A Note on Indigenous Art — Don’t Overlook It

This deserves its own section because American visitors often underestimate how central Aboriginal and Torres Strait Islander art is to Sydney’s cultural institutions. This isn’t a token exhibit tucked in a corner. At the MCA, over a third of the permanent collection represents Indigenous artists. At the AGNSW, the brand-new Yiribana Gallery is literally the first gallery you encounter when you enter the new building — a deliberate architectural and philosophical statement.

The land both museums sit on — referred to as Tallawoladah (the MCA site) and Gadigal Country (the AGNSW site) — has been home to stories, art, and culture for over 65,000 years. The museums take this seriously. As an American, I found this framework genuinely moving and thought-provoking. It’s a model of how cultural institutions can authentically grapple with their location’s history rather than paper over it.

If you only engage with one thing differently at these museums compared to any other art museum you’ve visited, let it be this: slow down in the Indigenous galleries. Read the wall text. Ask a docent. The context transforms what you’re looking at.

Getting There from Central Sydney

Museum From Circular Quay From Central Station From Sydney Airport
MCA 6-min walk 15-min train to Circular Quay, then walk ~30 min via train to Circular Quay
AGNSW (Sydney Modern) 15-min walk via the Botanic Garden Train to St James or Martin Place, 15-min walk ~40 min via train + walk

Sydney’s Opal card (the transit card, equivalent to a MetroCard or Clipper Card) works on trains, buses, and ferries. You can tap your contactless credit card too, which is convenient for visitors who don’t want to buy a separate card.

Frequently Asked Questions

Is there really a museum called “Sydney Modern Art Museum”?

Not by that exact name. The two museums most associated with modern and contemporary art in Sydney are the Museum of Contemporary Art Australia (MCA) at Circular Quay, and the Art Gallery of New South Wales (AGNSW), whose new “Sydney Modern” building opened in December 2022. Both are world-class; neither uses the exact phrase as their official name.

Is the MCA free in 2025?

No longer — at least not for most visitors.
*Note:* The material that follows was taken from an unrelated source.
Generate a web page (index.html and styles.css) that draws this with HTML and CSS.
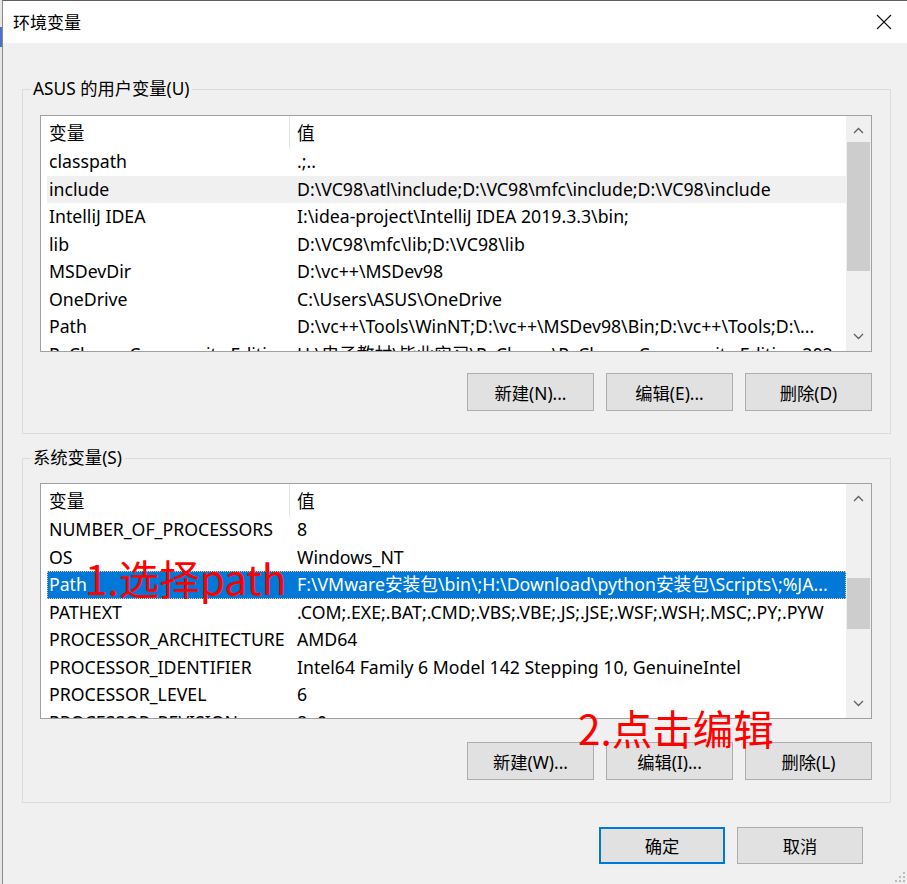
FILE: index.html
```html
<!DOCTYPE html>
<html lang="zh-CN">

<head>
    <meta charset="UTF-8">
    <meta name="viewport" content="width=device-width, initial-scale=1.0">
    <title>环境变量</title>
    <link rel="stylesheet" href="styles.css">
</head>

<body>
    <div class="window">
        <div class="titlebar">
            <span class="title">环境变量</span>
            <svg class="close" width="16" height="16" viewBox="0 0 16 16">
                <path d="M1 1 L15 15 M15 1 L1 15" stroke="#111" stroke-width="1.1" fill="none" />
            </svg>
        </div>

        <!-- 用户变量 -->
        <div class="group group_user">
            <div class="group_title">ASUS 的用户变量(U)</div>
            <div class="list list_user">
                <div class="list_body">
                    <div class="list_head">
                        <div class="cell_name">变量</div>
                        <div class="cell_value">值</div>
                    </div>
                    <div class="row"><div class="cell_name">classpath</div><div class="cell_value">.;..</div></div>
                    <div class="row hover"><div class="cell_name">include</div><div class="cell_value">D:\VC98\atl\include;D:\VC98\mfc\include;D:\VC98\include</div></div>
                    <div class="row"><div class="cell_name">IntelliJ IDEA</div><div class="cell_value">I:\idea-project\IntelliJ IDEA 2019.3.3\bin;</div></div>
                    <div class="row"><div class="cell_name">lib</div><div class="cell_value">D:\VC98\mfc\lib;D:\VC98\lib</div></div>
                    <div class="row"><div class="cell_name">MSDevDir</div><div class="cell_value">D:\vc++\MSDev98</div></div>
                    <div class="row"><div class="cell_name">OneDrive</div><div class="cell_value">C:\Users\ASUS\OneDrive</div></div>
                    <div class="row"><div class="cell_name">Path</div><div class="cell_value">D:\vc++\Tools\WinNT;D:\vc++\MSDev98\Bin;D:\vc++\Tools;D:\...</div></div>
                    <div class="row"><div class="cell_name">PyCharm Community Edition</div><div class="cell_value">H:\电子教材\毕业实习\PyCharm\PyCharm Community Edition 202...</div></div>
                </div>
                <div class="scrollbar">
                    <svg class="arrow" width="25" height="26" viewBox="0 0 25 26">
                        <path d="M8 17 L12.5 12.5 L17 17" stroke="#606060" stroke-width="1.3" fill="none" />
                    </svg>
                    <div class="track"><div class="thumb thumb_user"></div></div>
                    <svg class="arrow" width="25" height="26" viewBox="0 0 25 26">
                        <path d="M8 9 L12.5 13.5 L17 9" stroke="#606060" stroke-width="1.3" fill="none" />
                    </svg>
                </div>
            </div>
            <div class="buttons">
                <button class="btn">新建(N)...</button>
                <button class="btn">编辑(E)...</button>
                <button class="btn">删除(D)</button>
            </div>
        </div>

        <!-- 系统变量 -->
        <div class="group group_sys">
            <div class="group_title">系统变量(S)</div>
            <div class="list list_sys">
                <div class="list_body">
                    <div class="list_head">
                        <div class="cell_name">变量</div>
                        <div class="cell_value">值</div>
                    </div>
                    <div class="row"><div class="cell_name">NUMBER_OF_PROCESSORS</div><div class="cell_value">8</div></div>
                    <div class="row"><div class="cell_name">OS</div><div class="cell_value">Windows_NT</div></div>
                    <div class="row selected"><div class="cell_name">Path</div><div class="cell_value">F:\VMware安装包\bin\;H:\Download\python安装包\Scripts\;%JA...</div></div>
                    <div class="row"><div class="cell_name">PATHEXT</div><div class="cell_value">.COM;.EXE;.BAT;.CMD;.VBS;.VBE;.JS;.JSE;.WSF;.WSH;.MSC;.PY;.PYW</div></div>
                    <div class="row"><div class="cell_name">PROCESSOR_ARCHITECTURE</div><div class="cell_value">AMD64</div></div>
                    <div class="row"><div class="cell_name">PROCESSOR_IDENTIFIER</div><div class="cell_value">Intel64 Family 6 Model 142 Stepping 10, GenuineIntel</div></div>
                    <div class="row"><div class="cell_name">PROCESSOR_LEVEL</div><div class="cell_value">6</div></div>
                    <div class="row"><div class="cell_name">PROCESSOR_REVISION</div><div class="cell_value">8e0a</div></div>
                </div>
                <div class="scrollbar">
                    <svg class="arrow" width="25" height="26" viewBox="0 0 25 26">
                        <path d="M8 17 L12.5 12.5 L17 17" stroke="#606060" stroke-width="1.3" fill="none" />
                    </svg>
                    <div class="track"><div class="thumb thumb_sys"></div></div>
                    <svg class="arrow" width="25" height="26" viewBox="0 0 25 26">
                        <path d="M8 9 L12.5 13.5 L17 9" stroke="#606060" stroke-width="1.3" fill="none" />
                    </svg>
                </div>
            </div>
            <div class="buttons buttons_sys">
                <button class="btn">新建(W)...</button>
                <button class="btn">编辑(I)...</button>
                <button class="btn">删除(L)</button>
            </div>
        </div>

        <div class="footer">
            <button class="btn btn_ok">确定</button>
            <button class="btn">取消</button>
        </div>

        <!-- 标注 -->
        <div class="note note1">1.选择path</div>
        <div class="note note2">2.点击编辑</div>

        <svg class="grip" width="10" height="10" viewBox="0 0 10 10">
            <rect x="8" y="0" width="2" height="2" fill="#bbb" />
            <rect x="4" y="4" width="2" height="2" fill="#bbb" />
            <rect x="8" y="4" width="2" height="2" fill="#bbb" />
            <rect x="0" y="8" width="2" height="2" fill="#bbb" />
            <rect x="4" y="8" width="2" height="2" fill="#bbb" />
            <rect x="8" y="8" width="2" height="2" fill="#bbb" />
        </svg>
    </div>
</body>

</html>
```

FILE: styles.css
```css
* {
    margin: 0;
    padding: 0;
    box-sizing: border-box;
}

html,
body {
    width: 907px;
    height: 884px;
    overflow: hidden;
    background-color: #e6e6e6;
}

body {
    position: relative;
    font-family: "Noto Sans", "Noto Sans CJK SC", sans-serif;
    font-size: 17px;
    color: #000;
}

/* 左边露出来的一点桌面 */
body::before {
    content: "";
    position: absolute;
    left: 0;
    top: 27px;
    width: 2px;
    height: 20px;
    background-color: #4a72c8;
}

.window {
    position: relative;
    margin-left: 2px;
    height: 884px;
    background-color: #f0f0f0;
    border-left: 1px solid #8a8a8a;
    border-top: 1px solid #5f5f5f;
}

.titlebar {
    height: 42px;
    background-color: #fff;
    display: flex;
    align-items: center;
    justify-content: space-between;
    padding: 0 15px 0 10px;
}

.title {
    font-size: 17px;
    margin-top: -1px;
}

.close {
    display: block;
}

.group {
    position: relative;
    margin: 46px 16px 0 19px;
    border: 1px solid #dcdcdc;
    padding: 25px 18px 22px 17px;
}

.group_sys {
    margin-top: 24px;
    padding-top: 24px;
}

.group_title {
    position: absolute;
    left: 8px;
    top: -12px;
    padding: 0 2px;
    line-height: 22px;
    font-size: 17.3px;
    background-color: #f0f0f0;
}

.list {
    display: flex;
    height: 237px;
    border: 1px solid #a0a0a0;
    background-color: #fff;
    overflow: hidden;
    font-size: 17.7px;
}

.list_sys {
    height: 236px;
}

.list_body {
    flex: 1;
    overflow: hidden;
}

.list_head {
    display: grid;
    grid-template-columns: 248px 1fr;
    height: 32px;
    line-height: 32px;
}

.list_head .cell_name {
    padding: 1px 0 0 8px;
}

.list_head .cell_value {
    border-left: 1px solid #e5e5e5;
    padding: 1px 0 0 7px;
}

.row {
    display: grid;
    grid-template-columns: 242px 1fr;
    margin-left: 6px;
    height: 27.5px;
    line-height: 27.5px;
    white-space: nowrap;
}

.row .cell_name {
    padding-left: 2px;
    overflow: hidden;
}

.row .cell_value {
    padding-left: 8px;
    overflow: hidden;
}

.hover {
    background-color: #f0f0f0;
}

.selected {
    background-color: #0078d7;
    color: #fff;
    outline: 1px dotted #f3c98a;
    outline-offset: -1px;
}

.scrollbar {
    width: 25px;
    display: flex;
    flex-direction: column;
    background-color: #f0f0f0;
}

.arrow {
    display: block;
    flex: none;
}

.track {
    flex: 1;
    position: relative;
}

.thumb {
    position: absolute;
    left: 1px;
    right: 1px;
    background-color: #cdcdcd;
}

.thumb_user {
    top: 0;
    height: 129px;
}

.thumb_sys {
    top: 68px;
    height: 51px;
}

.buttons {
    display: flex;
    justify-content: flex-end;
    gap: 12px;
    margin-top: 21px;
}

.buttons_sys {
    margin-top: 23px;
}

.btn {
    width: 127px;
    height: 38px;
    background-color: #e1e1e1;
    border: 1px solid #adadad;
    font-family: "Noto Sans", "Noto Sans CJK SC", sans-serif;
    font-size: 17.3px;
    color: #000;
}

.footer {
    display: flex;
    justify-content: flex-end;
    gap: 12px;
    margin: 24px 44px 0 0;
}

.footer .btn {
    width: 126px;
    height: 37px;
}

.footer .btn_ok {
    border: 2px solid #0078d7;
}

/* 红色标注文字 */
.note {
    position: absolute;
    font-family: "Noto Sans CJK SC", sans-serif;
    font-size: 40.5px;
    line-height: 40px;
    color: #ff0000;
    white-space: nowrap;
}

.note1 {
    left: 82px;
    top: 557px;
}

.note2 {
    left: 575px;
    top: 707px;
}

.grip {
    position: absolute;
    right: 2px;
    bottom: 2px;
}
```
The MCA introduced a $20 adult / $16 concession general admission fee at the start of 2025, citing serious financial pressures and insufficient government support. The AGNSW, on the other hand, retains free general entry (though special exhibitions may be ticketed separately).
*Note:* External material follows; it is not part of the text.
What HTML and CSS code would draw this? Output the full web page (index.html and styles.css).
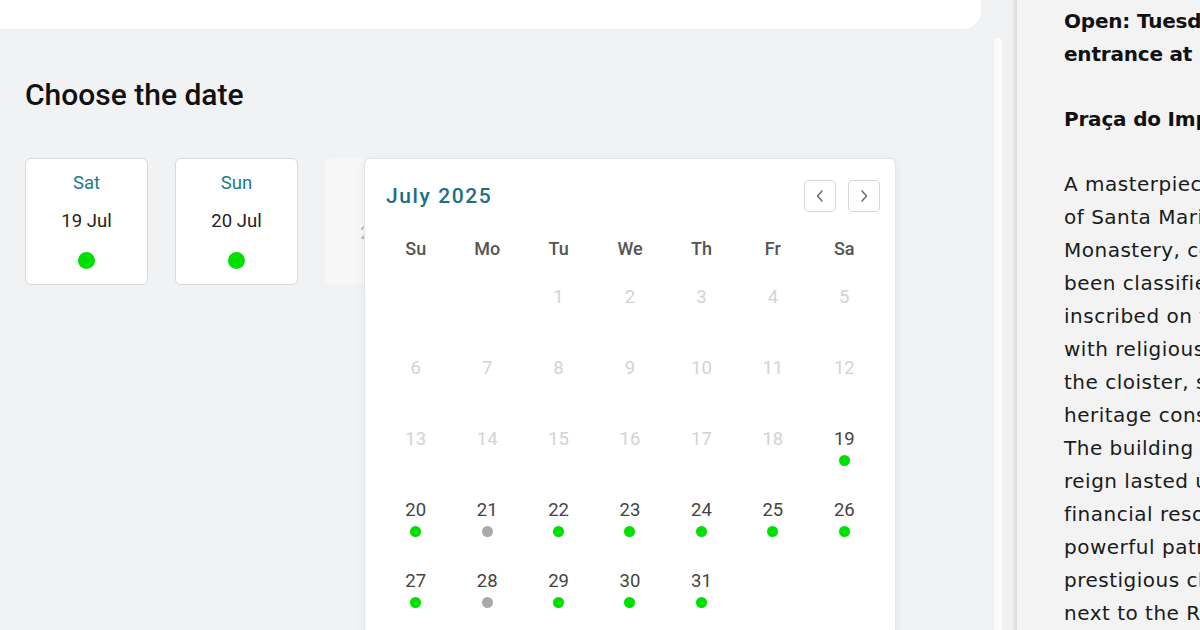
FILE: index.html
```html
<!DOCTYPE html>
<html lang="en">
<head>
<meta charset="utf-8">
<title>Choose the date</title>
<link rel="stylesheet" href="styles.css">
</head>
<body>
<div class="page">
  <main class="main">
    <div class="top-card"></div>
    <section class="booking">
      <h2 class="title">Choose the date</h2>
      <div class="cards">
        <div class="date-card">
          <span class="dow">Sat</span>
          <span class="dm">19 Jul</span>
          <span class="dot-lg"></span>
        </div>
        <div class="date-card">
          <span class="dow">Sun</span>
          <span class="dm">20 Jul</span>
          <span class="dot-lg"></span>
        </div>
        <div class="date-card faded">
          <span class="dm dm-faded">21 Jul</span>
        </div>
      </div>

      <div class="calendar">
        <div class="cal-head">
          <span class="month">July 2025</span>
          <div class="nav">
            <button class="nav-btn" aria-label="Previous month">
              <svg width="10" height="14" viewBox="0 0 10 14"><path d="M7 2 L2.5 7 L7 12" fill="none" stroke="#666" stroke-width="1.4" stroke-linecap="round" stroke-linejoin="round"/></svg>
            </button>
            <button class="nav-btn" aria-label="Next month">
              <svg width="10" height="14" viewBox="0 0 10 14"><path d="M3 2 L7.5 7 L3 12" fill="none" stroke="#666" stroke-width="1.4" stroke-linecap="round" stroke-linejoin="round"/></svg>
            </button>
          </div>
        </div>
        <div class="weekdays">
          <span>Su</span><span>Mo</span><span>Tu</span><span>We</span><span>Th</span><span>Fr</span><span>Sa</span>
        </div>
        <div class="days">
          <div class="day empty"></div>
          <div class="day empty"></div>
          <div class="day off"><span class="num">1</span></div>
          <div class="day off"><span class="num">2</span></div>
          <div class="day off"><span class="num">3</span></div>
          <div class="day off"><span class="num">4</span></div>
          <div class="day off"><span class="num">5</span></div>

          <div class="day off"><span class="num">6</span></div>
          <div class="day off"><span class="num">7</span></div>
          <div class="day off"><span class="num">8</span></div>
          <div class="day off"><span class="num">9</span></div>
          <div class="day off"><span class="num">10</span></div>
          <div class="day off"><span class="num">11</span></div>
          <div class="day off"><span class="num">12</span></div>

          <div class="day off"><span class="num">13</span></div>
          <div class="day off"><span class="num">14</span></div>
          <div class="day off"><span class="num">15</span></div>
          <div class="day off"><span class="num">16</span></div>
          <div class="day off"><span class="num">17</span></div>
          <div class="day off"><span class="num">18</span></div>
          <div class="day"><span class="num">19</span><span class="dot green"></span></div>

          <div class="day"><span class="num">20</span><span class="dot green"></span></div>
          <div class="day"><span class="num">21</span><span class="dot grey"></span></div>
          <div class="day"><span class="num">22</span><span class="dot green"></span></div>
          <div class="day"><span class="num">23</span><span class="dot green"></span></div>
          <div class="day"><span class="num">24</span><span class="dot green"></span></div>
          <div class="day"><span class="num">25</span><span class="dot green"></span></div>
          <div class="day"><span class="num">26</span><span class="dot green"></span></div>

          <div class="day"><span class="num">27</span><span class="dot green"></span></div>
          <div class="day"><span class="num">28</span><span class="dot grey"></span></div>
          <div class="day"><span class="num">29</span><span class="dot green"></span></div>
          <div class="day"><span class="num">30</span><span class="dot green"></span></div>
          <div class="day"><span class="num">31</span><span class="dot green"></span></div>
        </div>
      </div>
    </section>
  </main>

  <div class="scroll-col"><div class="scroll-thumb"></div></div>
  <div class="divider"></div>

  <aside class="info">
    <p class="strong">Open: Tuesday to Sunday, from 9:30 am to 6 pm (last<br>entrance at 5:30 pm)</p>
    <p class="strong">Praça do Império, 1400-206 Lisboa</p>
    <p class="body">A masterpiece of Manueline architecture, the Monastery<br>of Santa Maria de Belém, also known as the Jerónimos<br>Monastery, commissioned by King Manuel I, has<br>been classified as a National Monument and was<br>inscribed on the UNESCO World Heritage List. Together<br>with religious buildings such as the church and<br>the cloister, successive additions enriched the<br>heritage considered unique in the world.<br>The building work began in 1501 under King Manuel I, whose<br>reign lasted until 1521, and it drew on the vast<br>financial resources of the spice trade and on<br>powerful patrons who wished to be buried in so<br>prestigious church, in Belém,<br>next to the River Tagus.</p>
  </aside>
</div>
</body>
</html>
```

FILE: styles.css
```css
* { box-sizing: border-box; }

html, body {
  margin: 0;
  padding: 0;
  width: 1200px;
  height: 630px;
  overflow: hidden;
  background: #f1f2f4;
}

.page {
  display: flex;
  width: 1200px;
  height: 630px;
}

.main {
  width: 983px;
  flex: none;
  font-family: Roboto, "Liberation Sans", sans-serif;
}

.top-card {
  height: 29px;
  width: 981px;
  background: #ffffff;
  border-bottom-right-radius: 18px;
}

.booking {
  position: relative;
  padding: 46px 0 0 25px;
}

.title {
  margin: 0;
  font-size: 30px;
  line-height: 40px;
  font-weight: 500;
  color: #111;
}

.cards {
  display: flex;
  gap: 27px;
  margin-top: 43px;
}

.date-card {
  width: 123px;
  height: 127px;
  background: #fff;
  border: 1px solid #d8d9dc;
  border-radius: 6px;
  display: flex;
  flex-direction: column;
  align-items: center;
  padding-top: 12px;
}

.date-card.faded {
  background: #f7f7f8;
  border-color: #f4f4f5;
  margin-left: -1px;
}

.dow {
  font-size: 18.5px;
  line-height: 24px;
  color: #1b7a90;
}

.dm {
  margin-top: 14px;
  font-size: 18.5px;
  line-height: 24px;
  color: #222;
}

.dm-faded {
  margin-top: 50px;
  color: #b5b5b5;
}

.dot-lg {
  margin-top: 19px;
  width: 17px;
  height: 17px;
  border-radius: 50%;
  background: #00e000;
}

/* calendar popover */
.calendar {
  position: absolute;
  left: 364px;
  top: 129px;
  width: 532px;
  height: 520px;
  background: #fff;
  border: 1px solid #e3e4e6;
  border-radius: 6px;
  box-shadow: 0 2px 10px rgba(0,0,0,0.06);
  padding: 21px 15px 0 15px;
}

.cal-head {
  display: flex;
  justify-content: space-between;
  align-items: center;
  height: 32px;
  padding-left: 6px;
}

.month {
  font-size: 21px;
  font-weight: 500;
  letter-spacing: 1.6px;
  color: #1b7088;
}

.nav {
  display: flex;
  gap: 12px;
}

.nav-btn {
  width: 32px;
  height: 32px;
  padding: 0;
  background: #fff;
  border: 1px solid #d9d9d9;
  border-radius: 4px;
  display: flex;
  align-items: center;
  justify-content: center;
}

.weekdays {
  display: grid;
  grid-template-columns: repeat(7, 1fr);
  margin-top: 25px;
  height: 24px;
  font-size: 18px;
  line-height: 24px;
  font-weight: 500;
  color: #555;
  text-align: center;
}

.days {
  display: grid;
  grid-template-columns: repeat(7, 1fr);
  grid-auto-rows: 71px;
  margin-top: 25px;
}

.day {
  display: flex;
  flex-direction: column;
  align-items: center;
}

.num {
  font-size: 18.5px;
  line-height: 22px;
  color: #444;
}

.day.off .num {
  color: #d2d3d5;
}

.dot {
  margin-top: 5px;
  width: 11px;
  height: 11px;
  border-radius: 50%;
}

.dot.green { background: #00e000; }
.dot.grey { background: #a9a9a9; }

/* scrollbar column and divider */
.scroll-col {
  width: 30px;
  flex: none;
  padding: 38px 0 0 11px;
}

.scroll-thumb {
  width: 8px;
  height: 600px;
  background: #fbfbfc;
  border-radius: 4px 4px 0 0;
}

.divider {
  width: 4px;
  flex: none;
  background: linear-gradient(to right, #e9e9eb, #dcdcde);
}

.info {
  flex: 1;
  background: #f3f3f4;
  padding: 5px 0 0 47px;
  font-family: "DejaVu Sans", "Open Sans", sans-serif;
  font-size: 20px;
  line-height: 33px;
  color: #111;
  white-space: nowrap;
  overflow: hidden;
}

.info p {
  margin: 0 0 32px 0;
}

.info .strong {
  font-weight: 700;
  letter-spacing: -0.2px;
}

.info .body {
  color: #1a1a1a;
  letter-spacing: 0.5px;
}
```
Do I need to book tickets in advance?

For the AGNSW’s free general entry, no booking is required. For the MCA’s paid general admission, booking online is possible but walk-ups are typically accepted. For major ticketed exhibitions at either museum, booking ahead is strongly recommended — popular shows sell out, especially on weekends and during school holidays.

What is “The Tank” at the Sydney Modern?

The Tank is one of Sydney’s genuinely singular art spaces: a repurposed WWII-era underground naval fuel bunker beneath the new AGNSW building. Previously inaccessible to the public, it’s now used for immersive large-scale installations. The raw industrial space — dark, cavernous, and dramatically lit — creates an atmosphere no purpose-built gallery could replicate. Absolutely worth seeking out.
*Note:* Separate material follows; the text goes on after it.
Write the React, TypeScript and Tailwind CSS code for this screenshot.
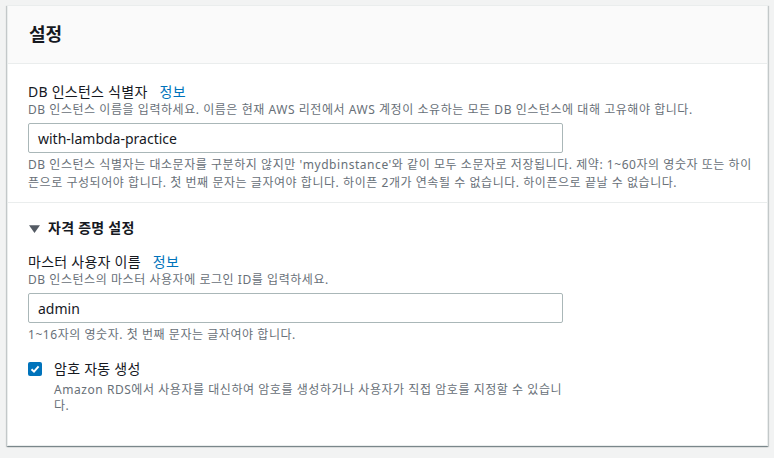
import React from "react";

const font = {
  fontFamily: '"Noto Sans", "Noto Sans CJK KR", sans-serif',
};

const Label: React.FC<{ text: string }> = ({ text }) => (
  <div className="flex items-center gap-x-[12px] text-[14px] leading-[20px] tracking-[0.25px] text-[#16191f]">
    <span>{text}</span>
    <span className="text-[#0073bb]">정보</span>
  </div>
);

export default function App() {
  return (
    <div className="min-h-[458px] w-[774px] bg-[#f2f3f3] pl-[7px] pr-[6px] pt-[5px]" style={font}>
      <div className="border border-[#eaeded] bg-white shadow-[0_1px_1px_0_rgba(0,28,36,0.3),1px_1px_1px_0_rgba(0,28,36,0.15),-1px_1px_1px_0_rgba(0,28,36,0.15)]">
        <div className="flex h-[58px] items-center border-b border-[#eaeded] bg-[#fafafa] px-[21px]">
          <h2 className="text-[18px] font-bold text-[#16191f]">설정</h2>
        </div>

        <div className="pl-[20px] pr-[10px] pt-[18px] pb-[10px]">
          <Label text="DB 인스턴스 식별자" />
          <p className="mt-[-1px] text-[12px] leading-[18px] tracking-[0.55px] text-[#687078]">
            DB 인스턴스 이름을 입력하세요. 이름은 현재 AWS 리전에서 AWS 계정이 소유하는 모든 DB 인스턴스에 대해 고유해야 합니다.
          </p>
          <div className="mt-[4px] flex h-[30px] w-[535px] items-center rounded-[2px] border border-[#aab7b8] px-[9px] text-[14px] text-[#16191f]">
            with-lambda-practice
          </div>
          <p className="mt-[3px] max-w-[727px] text-[12px] leading-[18px] tracking-[0.55px] text-[#687078]">
            DB 인스턴스 식별자는 대소문자를 구분하지 않지만 'mydbinstance'와 같이 모두 소문자로 저장됩니다. 제약: 1~60자의 영숫자 또는 하이픈으로 구성되어야 합니다. 첫 번째 문자는 글자여야 합니다. 하이픈 2개가 연속될 수 없습니다. 하이픈으로 끝날 수 없습니다.
          </p>
        </div>

        <div className="border-t border-[#eaeded] px-[20px] pt-[15px] pb-[31px]">
          <div className="flex items-center gap-x-[8px] text-[14px] font-bold leading-[20px] tracking-[0.25px] text-[#16191f]">
            <svg width="11" height="11" viewBox="0 0 10 10" className="ml-[1px]">
              <path d="M0 2 L10 2 L5 9 Z" fill="#545b64" />
            </svg>
            <span>자격 증명 설정</span>
          </div>

          <div className="mt-[14px]">
            <Label text="마스터 사용자 이름" />
            <p className="mt-[-1px] text-[12px] leading-[18px] tracking-[0.55px] text-[#687078]">
              DB 인스턴스의 마스터 사용자에 로그인 ID를 입력하세요.
            </p>
            <div className="mt-[4px] flex h-[30px] w-[535px] items-center rounded-[2px] border border-[#aab7b8] px-[9px] text-[14px] text-[#16191f]">
              admin
            </div>
            <p className="mt-[3px] text-[12px] leading-[18px] tracking-[0.55px] text-[#687078]">
              1~16자의 영숫자. 첫 번째 문자는 글자여야 합니다.
            </p>
          </div>

          <div className="mt-[15px] flex gap-x-[12px]">
            <div className="mt-[3px] flex h-[14px] w-[14px] shrink-0 items-center justify-center rounded-[2px] bg-[#0073bb]">
              <svg width="10" height="10" viewBox="0 0 10 10">
                <path d="M1.5 5.2 L4 7.6 L8.6 2.4" stroke="white" strokeWidth="2" fill="none" />
              </svg>
            </div>
            <div>
              <div className="text-[14px] leading-[20px] tracking-[0.25px] text-[#16191f]">암호 자동 생성</div>
              <p className="mt-[3px] max-w-[510px] text-[12px] leading-[16px] tracking-[0.55px] text-[#687078]">
                Amazon RDS에서 사용자를 대신하여 암호를 생성하거나 사용자가 직접 암호를 지정할 수 있습니다.
              </p>
            </div>
          </div>
        </div>
      </div>
    </div>
  );
}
Is the MCA suitable for kids?

Yes, quite well. Children under 18 enter free. The MCA regularly offers family activity trails and interactive programming. The visual nature of contemporary art — often large-scale, colorful, and sensory — tends to captivate kids even if they can’t articulate why. The AGNSW also added Australia’s first children’s art library in its revitalized original building, making it a genuinely kid-friendly visit.

Can I take photos inside?

Generally yes in the permanent collection galleries at both museums. Flash photography and tripods are typically prohibited. Special exhibitions often have their own rules — look for signage or ask a staff member. Instagram-friendly? Absolutely. Just be respectful of other visitors and the artworks.

How long should I plan to spend at each museum?

Budget a minimum of 2 hours for the MCA and 3 hours for the AGNSW if you want to move through thoughtfully rather than race. If you want to linger, catch a free tour, and eat on-site, plan for a full half-day at each. Both museums are the kind of places where a four-hour visit passes without noticing.

Are the museums accessible for visitors with mobility needs?

Both are well-equipped. The MCA has step-free entry, lifts to all floors, and accessible restrooms. The AGNSW’s new building was specifically designed with universal accessibility as a core principle: step-free pathways throughout, new lifts connecting Woolloomooloo with the CBD, and full wheelchair access across both buildings. Both museums welcome visitors who are blind, have low vision, are Deaf, or have hearing loss.

What else is near these museums?

The MCA sits in The Rocks, Sydney’s oldest neighborhood — heritage sandstone buildings, independent restaurants, a weekend market, and a 5-minute walk to the Sydney Harbour Bridge. The AGNSW is adjacent to the Royal Botanic Garden, with views of the Opera House and the harbor. Both locations are anchor points for an entire day of exploring Sydney without getting in a car.